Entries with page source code

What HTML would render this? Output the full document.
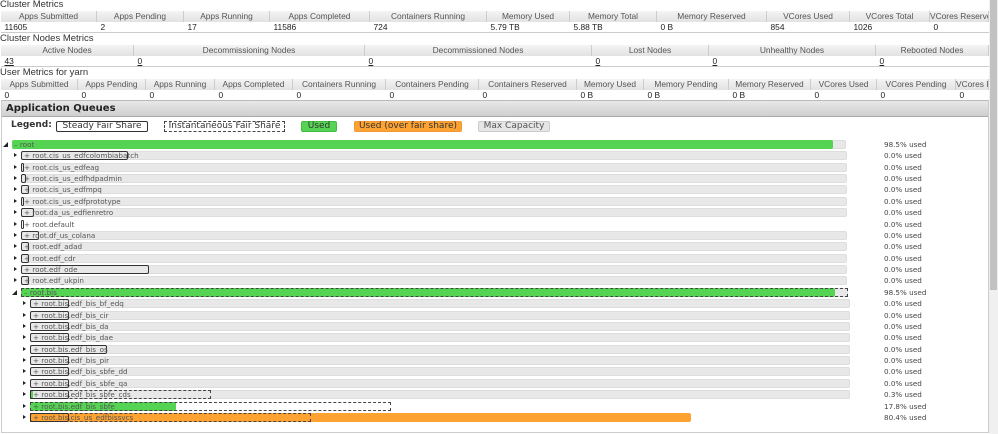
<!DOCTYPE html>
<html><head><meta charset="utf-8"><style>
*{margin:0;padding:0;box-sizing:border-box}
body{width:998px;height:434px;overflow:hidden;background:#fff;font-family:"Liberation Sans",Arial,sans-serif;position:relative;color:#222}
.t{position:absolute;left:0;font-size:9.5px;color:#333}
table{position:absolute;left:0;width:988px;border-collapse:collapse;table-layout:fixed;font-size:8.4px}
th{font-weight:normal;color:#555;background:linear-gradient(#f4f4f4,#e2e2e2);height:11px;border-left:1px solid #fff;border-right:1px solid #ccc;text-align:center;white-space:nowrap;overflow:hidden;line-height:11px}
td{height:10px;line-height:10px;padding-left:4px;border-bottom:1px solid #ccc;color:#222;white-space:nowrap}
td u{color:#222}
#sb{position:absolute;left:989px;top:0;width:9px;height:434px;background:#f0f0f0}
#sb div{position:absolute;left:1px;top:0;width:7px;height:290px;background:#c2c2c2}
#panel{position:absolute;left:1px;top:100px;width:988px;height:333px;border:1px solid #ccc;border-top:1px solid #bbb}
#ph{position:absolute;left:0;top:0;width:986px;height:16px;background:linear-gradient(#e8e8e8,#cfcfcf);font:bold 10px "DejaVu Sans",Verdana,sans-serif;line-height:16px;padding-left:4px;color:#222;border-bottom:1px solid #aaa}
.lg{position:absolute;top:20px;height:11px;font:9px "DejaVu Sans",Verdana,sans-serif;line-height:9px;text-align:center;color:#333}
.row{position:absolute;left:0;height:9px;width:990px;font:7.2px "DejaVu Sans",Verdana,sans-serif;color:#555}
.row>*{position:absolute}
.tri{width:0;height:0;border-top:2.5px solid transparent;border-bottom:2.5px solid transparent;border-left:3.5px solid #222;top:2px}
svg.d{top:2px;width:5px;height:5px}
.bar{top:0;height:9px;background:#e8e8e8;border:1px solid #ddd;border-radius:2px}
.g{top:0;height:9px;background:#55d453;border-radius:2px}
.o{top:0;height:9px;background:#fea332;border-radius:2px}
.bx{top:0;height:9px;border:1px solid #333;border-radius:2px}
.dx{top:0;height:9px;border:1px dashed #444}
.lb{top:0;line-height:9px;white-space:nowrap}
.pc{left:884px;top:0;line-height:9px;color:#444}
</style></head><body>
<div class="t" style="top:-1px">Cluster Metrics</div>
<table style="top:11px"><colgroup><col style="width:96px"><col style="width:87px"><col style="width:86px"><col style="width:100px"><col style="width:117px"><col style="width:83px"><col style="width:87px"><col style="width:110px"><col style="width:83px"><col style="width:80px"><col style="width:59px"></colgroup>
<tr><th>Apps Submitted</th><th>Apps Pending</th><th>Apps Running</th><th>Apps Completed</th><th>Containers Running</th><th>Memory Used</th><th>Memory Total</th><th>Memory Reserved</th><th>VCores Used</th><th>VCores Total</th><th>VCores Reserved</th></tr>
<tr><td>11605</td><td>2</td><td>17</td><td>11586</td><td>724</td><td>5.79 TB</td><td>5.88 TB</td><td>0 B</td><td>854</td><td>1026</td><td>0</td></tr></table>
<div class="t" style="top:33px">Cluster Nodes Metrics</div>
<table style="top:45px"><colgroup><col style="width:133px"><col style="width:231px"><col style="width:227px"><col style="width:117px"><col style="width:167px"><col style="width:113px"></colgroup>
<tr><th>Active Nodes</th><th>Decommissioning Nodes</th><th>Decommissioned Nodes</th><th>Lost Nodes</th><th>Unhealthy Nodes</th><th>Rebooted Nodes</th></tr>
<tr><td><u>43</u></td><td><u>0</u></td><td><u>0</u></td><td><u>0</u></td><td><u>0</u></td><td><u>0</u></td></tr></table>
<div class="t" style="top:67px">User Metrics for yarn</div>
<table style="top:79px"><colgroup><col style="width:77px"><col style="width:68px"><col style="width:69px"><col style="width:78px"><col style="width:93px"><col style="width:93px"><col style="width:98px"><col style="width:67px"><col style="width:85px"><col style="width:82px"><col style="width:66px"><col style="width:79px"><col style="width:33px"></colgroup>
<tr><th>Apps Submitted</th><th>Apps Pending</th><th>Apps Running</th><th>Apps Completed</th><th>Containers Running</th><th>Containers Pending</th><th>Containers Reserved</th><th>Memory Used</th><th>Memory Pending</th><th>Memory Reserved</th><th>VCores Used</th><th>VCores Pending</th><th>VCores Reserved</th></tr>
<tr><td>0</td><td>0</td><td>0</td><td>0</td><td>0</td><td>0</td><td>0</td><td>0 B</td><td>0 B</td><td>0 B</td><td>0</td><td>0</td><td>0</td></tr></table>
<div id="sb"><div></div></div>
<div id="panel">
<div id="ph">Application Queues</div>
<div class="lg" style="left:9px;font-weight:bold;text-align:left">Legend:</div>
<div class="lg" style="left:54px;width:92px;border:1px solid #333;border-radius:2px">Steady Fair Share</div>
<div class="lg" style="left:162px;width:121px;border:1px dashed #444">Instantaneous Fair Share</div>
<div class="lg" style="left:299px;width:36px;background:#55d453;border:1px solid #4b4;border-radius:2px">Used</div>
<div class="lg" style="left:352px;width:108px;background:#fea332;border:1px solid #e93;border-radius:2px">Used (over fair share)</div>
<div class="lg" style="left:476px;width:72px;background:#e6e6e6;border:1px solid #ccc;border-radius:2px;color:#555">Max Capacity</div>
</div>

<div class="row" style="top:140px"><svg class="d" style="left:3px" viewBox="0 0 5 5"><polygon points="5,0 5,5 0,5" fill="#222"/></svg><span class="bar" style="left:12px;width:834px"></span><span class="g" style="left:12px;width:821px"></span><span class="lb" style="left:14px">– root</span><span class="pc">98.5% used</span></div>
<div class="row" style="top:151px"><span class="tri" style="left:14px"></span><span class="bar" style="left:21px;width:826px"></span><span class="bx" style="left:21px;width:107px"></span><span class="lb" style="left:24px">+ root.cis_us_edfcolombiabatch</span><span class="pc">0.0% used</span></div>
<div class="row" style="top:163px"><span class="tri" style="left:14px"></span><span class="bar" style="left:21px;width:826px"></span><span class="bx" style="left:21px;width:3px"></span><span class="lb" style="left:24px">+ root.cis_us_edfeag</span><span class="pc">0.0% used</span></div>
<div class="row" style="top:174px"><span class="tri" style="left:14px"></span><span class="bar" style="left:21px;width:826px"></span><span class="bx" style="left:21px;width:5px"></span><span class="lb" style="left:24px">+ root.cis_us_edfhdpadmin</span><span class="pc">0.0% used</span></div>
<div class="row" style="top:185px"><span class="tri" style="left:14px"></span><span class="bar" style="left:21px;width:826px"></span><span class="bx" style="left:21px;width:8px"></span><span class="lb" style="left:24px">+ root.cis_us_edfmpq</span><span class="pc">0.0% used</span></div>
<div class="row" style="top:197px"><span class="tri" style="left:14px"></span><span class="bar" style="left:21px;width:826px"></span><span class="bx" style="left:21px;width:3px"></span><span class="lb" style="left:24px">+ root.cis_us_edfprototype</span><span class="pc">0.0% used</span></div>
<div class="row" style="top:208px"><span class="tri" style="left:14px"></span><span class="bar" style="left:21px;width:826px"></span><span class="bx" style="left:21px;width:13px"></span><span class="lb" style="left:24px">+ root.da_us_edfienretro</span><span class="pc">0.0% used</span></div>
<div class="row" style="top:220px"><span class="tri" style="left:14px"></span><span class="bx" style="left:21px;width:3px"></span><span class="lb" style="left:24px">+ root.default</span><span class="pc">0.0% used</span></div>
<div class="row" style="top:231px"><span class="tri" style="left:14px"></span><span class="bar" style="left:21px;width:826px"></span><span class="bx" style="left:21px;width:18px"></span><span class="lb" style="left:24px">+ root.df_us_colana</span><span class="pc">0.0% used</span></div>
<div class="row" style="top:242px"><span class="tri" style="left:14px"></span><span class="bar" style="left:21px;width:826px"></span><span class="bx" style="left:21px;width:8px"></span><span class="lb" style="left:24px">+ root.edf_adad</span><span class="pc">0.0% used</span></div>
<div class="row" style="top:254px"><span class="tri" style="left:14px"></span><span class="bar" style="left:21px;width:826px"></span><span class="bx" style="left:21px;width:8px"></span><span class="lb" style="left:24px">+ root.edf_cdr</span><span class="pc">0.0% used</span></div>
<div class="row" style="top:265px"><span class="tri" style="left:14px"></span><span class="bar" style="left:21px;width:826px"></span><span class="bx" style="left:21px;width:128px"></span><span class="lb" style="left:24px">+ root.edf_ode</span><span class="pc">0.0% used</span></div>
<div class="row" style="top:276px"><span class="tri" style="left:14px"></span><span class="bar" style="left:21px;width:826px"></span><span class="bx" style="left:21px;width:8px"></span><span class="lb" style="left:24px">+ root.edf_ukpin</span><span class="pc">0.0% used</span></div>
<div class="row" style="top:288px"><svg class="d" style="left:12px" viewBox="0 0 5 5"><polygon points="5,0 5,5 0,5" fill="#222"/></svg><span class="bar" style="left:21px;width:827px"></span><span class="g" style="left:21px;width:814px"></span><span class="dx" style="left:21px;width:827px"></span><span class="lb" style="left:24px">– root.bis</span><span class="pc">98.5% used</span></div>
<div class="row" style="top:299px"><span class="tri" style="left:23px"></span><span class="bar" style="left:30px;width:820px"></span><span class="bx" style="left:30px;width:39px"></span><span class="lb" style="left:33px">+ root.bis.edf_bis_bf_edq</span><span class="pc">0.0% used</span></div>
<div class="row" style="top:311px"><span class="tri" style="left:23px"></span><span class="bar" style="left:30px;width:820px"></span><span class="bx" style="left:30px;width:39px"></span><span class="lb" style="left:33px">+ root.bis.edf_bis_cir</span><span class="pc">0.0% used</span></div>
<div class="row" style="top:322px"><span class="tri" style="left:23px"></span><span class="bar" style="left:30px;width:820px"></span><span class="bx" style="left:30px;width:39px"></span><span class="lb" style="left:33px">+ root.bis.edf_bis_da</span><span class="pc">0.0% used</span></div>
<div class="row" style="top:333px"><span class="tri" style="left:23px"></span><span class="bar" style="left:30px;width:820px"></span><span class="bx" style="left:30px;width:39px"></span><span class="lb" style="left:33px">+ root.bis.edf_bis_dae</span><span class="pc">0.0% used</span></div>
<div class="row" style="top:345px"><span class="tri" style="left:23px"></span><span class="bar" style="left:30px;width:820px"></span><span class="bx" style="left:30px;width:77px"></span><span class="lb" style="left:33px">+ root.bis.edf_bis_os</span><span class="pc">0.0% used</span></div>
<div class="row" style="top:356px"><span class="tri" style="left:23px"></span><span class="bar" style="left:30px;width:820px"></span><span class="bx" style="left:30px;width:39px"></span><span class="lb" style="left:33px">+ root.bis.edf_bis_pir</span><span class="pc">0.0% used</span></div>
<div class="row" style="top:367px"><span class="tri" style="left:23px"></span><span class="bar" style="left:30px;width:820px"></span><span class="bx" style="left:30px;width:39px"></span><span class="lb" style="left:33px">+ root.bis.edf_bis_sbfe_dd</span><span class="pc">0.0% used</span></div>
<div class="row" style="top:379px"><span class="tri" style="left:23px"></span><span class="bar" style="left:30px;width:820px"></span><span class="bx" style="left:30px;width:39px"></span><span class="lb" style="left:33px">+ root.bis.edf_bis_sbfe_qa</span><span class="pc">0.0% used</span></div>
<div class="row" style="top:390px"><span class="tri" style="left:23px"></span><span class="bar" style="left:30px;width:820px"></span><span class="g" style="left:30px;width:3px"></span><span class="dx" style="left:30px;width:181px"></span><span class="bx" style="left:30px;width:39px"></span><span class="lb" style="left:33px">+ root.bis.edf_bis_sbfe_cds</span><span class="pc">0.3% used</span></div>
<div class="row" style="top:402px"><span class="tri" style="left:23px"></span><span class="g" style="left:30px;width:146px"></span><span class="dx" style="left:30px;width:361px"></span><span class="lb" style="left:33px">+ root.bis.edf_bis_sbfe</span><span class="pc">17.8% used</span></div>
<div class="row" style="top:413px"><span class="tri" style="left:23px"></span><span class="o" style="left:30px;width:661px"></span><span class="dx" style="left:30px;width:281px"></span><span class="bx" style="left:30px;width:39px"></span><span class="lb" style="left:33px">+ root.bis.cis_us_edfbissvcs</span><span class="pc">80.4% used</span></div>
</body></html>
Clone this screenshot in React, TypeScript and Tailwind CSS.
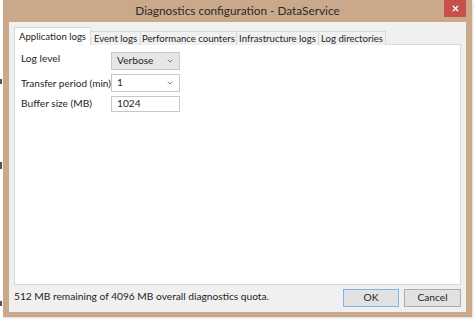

§ Stated problem: Gather, from the listing above, every line carrying the word "this".

§ Task response:
What HTML would render this? Output the full document.
Clone this screenshot in React, TypeScript and Tailwind CSS.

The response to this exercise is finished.